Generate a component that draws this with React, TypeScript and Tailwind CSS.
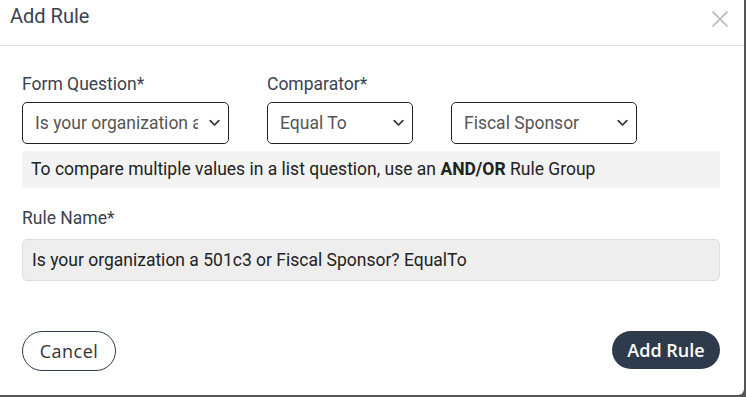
function Chevron() {
  return (
    <svg
      width="11"
      height="7"
      viewBox="0 0 11 7"
      className="pointer-events-none absolute right-[9px] top-1/2 -translate-y-1/2"
    >
      <path d="M1.2 1.2 L5.5 5.5 L9.8 1.2" fill="none" stroke="#333" strokeWidth="1.7" strokeLinecap="round" strokeLinejoin="round" />
    </svg>
  );
}

function Select({ value, width }: { value: string; width: string }) {
  return (
    <div className={`relative ${width}`}>
      <select
        defaultValue={value}
        className="h-[42px] w-full appearance-none overflow-hidden rounded-[5px] border border-[#222] bg-white pl-[12px] pr-[30px] text-[17.5px] text-[#555] outline-none"
      >
        <option>{value}</option>
      </select>
      <Chevron />
    </div>
  );
}

export default function App() {
  return (
    <div className="h-[397px] w-[746px] bg-[#555] font-['Roboto',sans-serif]">
      <div className="flex h-[395px] w-[744px] flex-col overflow-hidden rounded-br-[6px] bg-white">
        <div className="flex h-[46px] items-center justify-between border-b border-[#dee2e6] pl-[10px] pr-[15px]">
          <h2 className="-mt-[14px] text-[20px] leading-[28px] text-[#3a4250]">Add Rule</h2>
          <svg width="18" height="18" viewBox="0 0 18 18" className="-mt-[8px]">
            <path d="M1.5 1.5 L16.5 16.5 M16.5 1.5 L1.5 16.5" stroke="#c4c4c4" strokeWidth="2" />
          </svg>
        </div>

        <div className="flex flex-1 flex-col pl-[22px] pr-[24px] pt-[26px]">
          <div className="flex gap-[38px]">
            <div className="flex flex-col gap-[6px]">
              <label className="text-[17.5px] leading-[24px] text-[#3a4250]">Form Question*</label>
              <Select value="Is your organization a 501c3 or Fiscal Sponsor?" width="w-[207px]" />
            </div>
            <div className="flex flex-col gap-[6px]">
              <label className="text-[17.5px] leading-[24px] text-[#3a4250]">Comparator*</label>
              <Select value="Equal To" width="w-[146px]" />
            </div>
            <div className="flex flex-col gap-[6px]">
              <div className="h-[24px]" />
              <Select value="Fiscal Sponsor" width="w-[186px]" />
            </div>
          </div>

          <div className="mt-[7px] flex h-[37px] items-center rounded-[4px] bg-[#f3f3f3] px-[9px] text-[17.5px] text-[#222]">
            <span>
              To compare multiple values in a list question, use an <b className="font-bold">AND/OR</b> Rule Group
            </span>
          </div>

          <label className="mt-[18px] text-[17.5px] leading-[24px] text-[#3a4250]">Rule Name*</label>
          <div className="mt-[9px] flex h-[42px] items-center rounded-[5px] border border-[#ddd] bg-[#eeeeee] px-[9px] text-[17.5px] text-[#222]">
            Is your organization a 501c3 or Fiscal Sponsor? EqualTo
          </div>

          <div className="mt-[50px] flex items-start justify-between">
            <button className="h-[40px] w-[94px] rounded-full border border-[#2d3b4c] font-['Open_Sans',sans-serif] text-[18px] tracking-[0.5px] text-[#333]">
              Cancel
            </button>
            <button className="h-[38px] w-[108px] rounded-full bg-[#2d3b4c] font-['Open_Sans',sans-serif] text-[18px] font-semibold text-white">
              Add Rule
            </button>
          </div>
        </div>
      </div>
    </div>
  );
}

§ **WHAT YOU WILL DO**: The data above needs to be retyped exactly, with the images left out.

§ **THE SOLUTION**:
Generate a component that draws this with React, TypeScript and Tailwind CSS.
function Chevron() {
  return (
    <svg
      width="11"
      height="7"
      viewBox="0 0 11 7"
      className="pointer-events-none absolute right-[9px] top-1/2 -translate-y-1/2"
    >
      <path d="M1.2 1.2 L5.5 5.5 L9.8 1.2" fill="none" stroke="#333" strokeWidth="1.7" strokeLinecap="round" strokeLinejoin="round" />
    </svg>
  );
}

function Select({ value, width }: { value: string; width: string }) {
  return (
    <div className={`relative ${width}`}>
      <select
        defaultValue={value}
        className="h-[42px] w-full appearance-none overflow-hidden rounded-[5px] border border-[#222] bg-white pl-[12px] pr-[30px] text-[17.5px] text-[#555] outline-none"
      >
        <option>{value}</option>
      </select>
      <Chevron />
    </div>
  );
}

export default function App() {
  return (
    <div className="h-[397px] w-[746px] bg-[#555] font-['Roboto',sans-serif]">
      <div className="flex h-[395px] w-[744px] flex-col overflow-hidden rounded-br-[6px] bg-white">
        <div className="flex h-[46px] items-center justify-between border-b border-[#dee2e6] pl-[10px] pr-[15px]">
          <h2 className="-mt-[14px] text-[20px] leading-[28px] text-[#3a4250]">Add Rule</h2>
          <svg width="18" height="18" viewBox="0 0 18 18" className="-mt-[8px]">
            <path d="M1.5 1.5 L16.5 16.5 M16.5 1.5 L1.5 16.5" stroke="#c4c4c4" strokeWidth="2" />
          </svg>
        </div>

        <div className="flex flex-1 flex-col pl-[22px] pr-[24px] pt-[26px]">
          <div className="flex gap-[38px]">
            <div className="flex flex-col gap-[6px]">
              <label className="text-[17.5px] leading-[24px] text-[#3a4250]">Form Question*</label>
              <Select value="Is your organization a 501c3 or Fiscal Sponsor?" width="w-[207px]" />
            </div>
            <div className="flex flex-col gap-[6px]">
              <label className="text-[17.5px] leading-[24px] text-[#3a4250]">Comparator*</label>
              <Select value="Equal To" width="w-[146px]" />
            </div>
            <div className="flex flex-col gap-[6px]">
              <div className="h-[24px]" />
              <Select value="Fiscal Sponsor" width="w-[186px]" />
            </div>
          </div>

          <div className="mt-[7px] flex h-[37px] items-center rounded-[4px] bg-[#f3f3f3] px-[9px] text-[17.5px] text-[#222]">
            <span>
              To compare multiple values in a list question, use an <b className="font-bold">AND/OR</b> Rule Group
            </span>
          </div>

          <label className="mt-[18px] text-[17.5px] leading-[24px] text-[#3a4250]">Rule Name*</label>
          <div className="mt-[9px] flex h-[42px] items-center rounded-[5px] border border-[#ddd] bg-[#eeeeee] px-[9px] text-[17.5px] text-[#222]">
            Is your organization a 501c3 or Fiscal Sponsor? EqualTo
          </div>

          <div className="mt-[50px] flex items-start justify-between">
            <button className="h-[40px] w-[94px] rounded-full border border-[#2d3b4c] font-['Open_Sans',sans-serif] text-[18px] tracking-[0.5px] text-[#333]">
              Cancel
            </button>
            <button className="h-[38px] w-[108px] rounded-full bg-[#2d3b4c] font-['Open_Sans',sans-serif] text-[18px] font-semibold text-white">
              Add Rule
            </button>
          </div>
        </div>
      </div>
    </div>
  );
}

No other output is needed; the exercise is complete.